* Directions *
Below is a listing. Gather each line of it that contains "React".

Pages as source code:

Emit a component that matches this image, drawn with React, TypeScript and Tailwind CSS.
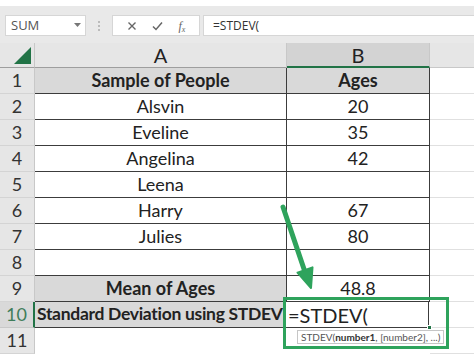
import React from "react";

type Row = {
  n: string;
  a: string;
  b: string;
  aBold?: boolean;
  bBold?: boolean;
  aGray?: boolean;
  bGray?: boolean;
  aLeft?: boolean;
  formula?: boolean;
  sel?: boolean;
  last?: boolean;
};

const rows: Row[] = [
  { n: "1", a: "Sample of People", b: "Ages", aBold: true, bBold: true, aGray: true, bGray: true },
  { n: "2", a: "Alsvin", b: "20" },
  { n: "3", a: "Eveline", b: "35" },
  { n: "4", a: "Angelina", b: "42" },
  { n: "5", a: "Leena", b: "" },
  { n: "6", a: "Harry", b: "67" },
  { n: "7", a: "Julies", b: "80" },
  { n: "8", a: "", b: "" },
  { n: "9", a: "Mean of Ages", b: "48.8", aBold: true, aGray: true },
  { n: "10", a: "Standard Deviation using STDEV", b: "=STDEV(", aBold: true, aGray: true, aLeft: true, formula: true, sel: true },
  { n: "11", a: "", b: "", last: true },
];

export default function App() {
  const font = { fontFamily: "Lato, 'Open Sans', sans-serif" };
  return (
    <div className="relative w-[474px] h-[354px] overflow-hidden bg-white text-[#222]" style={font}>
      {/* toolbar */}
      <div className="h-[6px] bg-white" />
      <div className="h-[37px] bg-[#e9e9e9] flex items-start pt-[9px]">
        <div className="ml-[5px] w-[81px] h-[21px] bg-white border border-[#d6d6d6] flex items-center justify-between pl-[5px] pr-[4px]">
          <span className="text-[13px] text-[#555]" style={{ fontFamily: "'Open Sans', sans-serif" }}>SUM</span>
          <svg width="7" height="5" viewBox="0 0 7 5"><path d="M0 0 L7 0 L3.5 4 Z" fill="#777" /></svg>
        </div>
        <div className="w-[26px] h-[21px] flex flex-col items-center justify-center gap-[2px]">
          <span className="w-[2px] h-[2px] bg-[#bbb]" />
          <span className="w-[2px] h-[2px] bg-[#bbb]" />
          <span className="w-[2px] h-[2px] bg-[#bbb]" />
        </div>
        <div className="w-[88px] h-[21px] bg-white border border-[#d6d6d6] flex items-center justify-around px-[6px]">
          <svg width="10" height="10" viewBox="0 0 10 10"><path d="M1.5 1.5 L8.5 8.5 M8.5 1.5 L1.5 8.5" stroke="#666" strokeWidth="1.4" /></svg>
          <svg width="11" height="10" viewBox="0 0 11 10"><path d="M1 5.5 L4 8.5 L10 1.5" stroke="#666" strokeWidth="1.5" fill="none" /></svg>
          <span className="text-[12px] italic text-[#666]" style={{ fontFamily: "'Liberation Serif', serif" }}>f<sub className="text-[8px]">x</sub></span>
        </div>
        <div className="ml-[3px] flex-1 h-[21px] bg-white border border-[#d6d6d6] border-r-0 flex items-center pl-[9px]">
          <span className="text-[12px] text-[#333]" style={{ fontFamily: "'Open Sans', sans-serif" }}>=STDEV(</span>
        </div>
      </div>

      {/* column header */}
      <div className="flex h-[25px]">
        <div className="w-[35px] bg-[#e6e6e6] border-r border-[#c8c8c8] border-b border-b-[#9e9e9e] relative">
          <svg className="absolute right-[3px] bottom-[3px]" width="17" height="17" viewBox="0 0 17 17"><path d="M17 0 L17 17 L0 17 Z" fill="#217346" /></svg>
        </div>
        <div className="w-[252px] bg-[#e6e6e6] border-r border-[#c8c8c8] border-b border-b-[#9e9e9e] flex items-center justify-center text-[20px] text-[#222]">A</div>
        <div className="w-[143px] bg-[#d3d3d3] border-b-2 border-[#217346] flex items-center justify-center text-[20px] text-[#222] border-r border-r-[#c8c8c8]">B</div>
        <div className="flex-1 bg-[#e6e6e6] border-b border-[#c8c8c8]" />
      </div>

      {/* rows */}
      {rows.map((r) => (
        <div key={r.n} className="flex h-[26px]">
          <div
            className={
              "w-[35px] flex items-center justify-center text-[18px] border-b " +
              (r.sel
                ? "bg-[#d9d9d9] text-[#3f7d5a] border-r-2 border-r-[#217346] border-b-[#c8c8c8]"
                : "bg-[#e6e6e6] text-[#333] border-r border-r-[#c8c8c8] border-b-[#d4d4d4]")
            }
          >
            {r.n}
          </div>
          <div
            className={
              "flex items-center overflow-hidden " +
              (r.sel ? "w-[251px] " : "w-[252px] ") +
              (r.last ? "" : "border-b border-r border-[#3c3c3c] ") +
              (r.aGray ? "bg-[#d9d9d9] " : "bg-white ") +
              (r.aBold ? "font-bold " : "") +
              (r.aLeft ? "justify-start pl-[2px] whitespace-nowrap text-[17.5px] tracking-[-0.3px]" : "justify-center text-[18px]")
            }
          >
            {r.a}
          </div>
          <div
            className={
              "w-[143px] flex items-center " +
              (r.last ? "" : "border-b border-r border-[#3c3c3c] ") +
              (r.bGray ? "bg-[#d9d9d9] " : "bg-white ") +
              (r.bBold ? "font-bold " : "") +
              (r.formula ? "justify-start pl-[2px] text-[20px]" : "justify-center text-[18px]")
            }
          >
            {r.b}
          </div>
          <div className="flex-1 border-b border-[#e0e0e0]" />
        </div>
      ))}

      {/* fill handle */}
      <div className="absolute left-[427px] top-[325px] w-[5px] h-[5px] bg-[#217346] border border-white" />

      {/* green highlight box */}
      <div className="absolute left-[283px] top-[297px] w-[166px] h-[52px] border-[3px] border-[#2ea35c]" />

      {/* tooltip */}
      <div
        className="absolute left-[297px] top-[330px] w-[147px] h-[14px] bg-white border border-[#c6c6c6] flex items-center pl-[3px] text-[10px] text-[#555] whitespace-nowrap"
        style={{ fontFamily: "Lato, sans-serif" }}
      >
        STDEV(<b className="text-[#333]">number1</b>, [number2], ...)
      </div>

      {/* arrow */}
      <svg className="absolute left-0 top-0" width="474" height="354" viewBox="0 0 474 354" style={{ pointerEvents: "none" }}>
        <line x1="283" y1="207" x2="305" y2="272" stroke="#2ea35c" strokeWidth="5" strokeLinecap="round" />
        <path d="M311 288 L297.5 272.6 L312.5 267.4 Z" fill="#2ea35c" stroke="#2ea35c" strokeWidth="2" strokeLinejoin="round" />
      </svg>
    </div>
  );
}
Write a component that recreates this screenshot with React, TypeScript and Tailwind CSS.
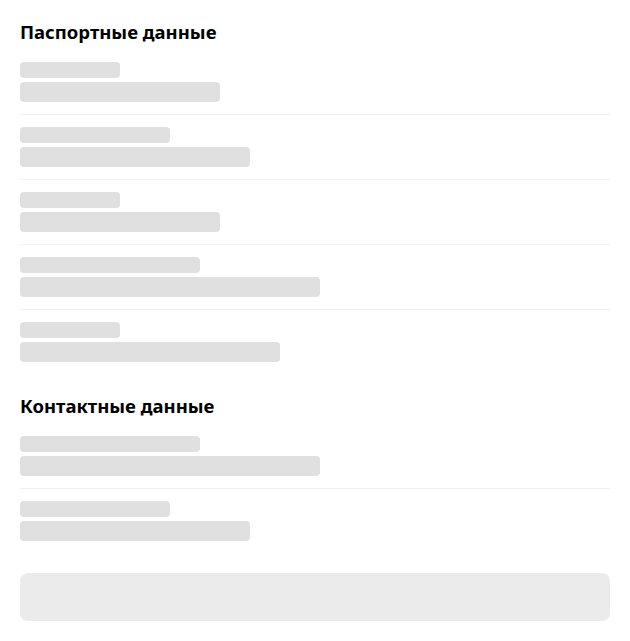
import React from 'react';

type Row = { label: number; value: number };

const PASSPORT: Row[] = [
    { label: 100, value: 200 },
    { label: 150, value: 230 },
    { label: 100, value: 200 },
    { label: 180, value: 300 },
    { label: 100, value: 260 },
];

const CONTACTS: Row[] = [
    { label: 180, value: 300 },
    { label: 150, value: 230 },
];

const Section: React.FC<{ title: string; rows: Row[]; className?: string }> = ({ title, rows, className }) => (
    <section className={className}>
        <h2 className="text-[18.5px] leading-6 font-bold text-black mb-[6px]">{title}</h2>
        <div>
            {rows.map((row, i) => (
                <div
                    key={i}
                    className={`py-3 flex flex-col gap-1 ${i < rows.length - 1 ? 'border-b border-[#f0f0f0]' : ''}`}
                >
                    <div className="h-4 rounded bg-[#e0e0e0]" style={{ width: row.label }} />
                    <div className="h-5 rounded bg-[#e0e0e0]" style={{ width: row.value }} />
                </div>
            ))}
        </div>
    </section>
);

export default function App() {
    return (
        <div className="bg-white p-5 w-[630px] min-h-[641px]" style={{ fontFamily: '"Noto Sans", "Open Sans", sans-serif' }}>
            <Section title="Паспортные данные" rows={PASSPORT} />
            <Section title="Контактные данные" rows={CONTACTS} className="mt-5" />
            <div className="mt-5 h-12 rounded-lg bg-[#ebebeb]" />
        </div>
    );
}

* Written response *
Emit a component that matches this image, drawn with React, TypeScript and Tailwind CSS.
import React from "react";
Write a component that recreates this screenshot with React, TypeScript and Tailwind CSS.
import React from 'react';
const Section: React.FC<{ title: string; rows: Row[]; className?: string }> = ({ title, rows, className }) => (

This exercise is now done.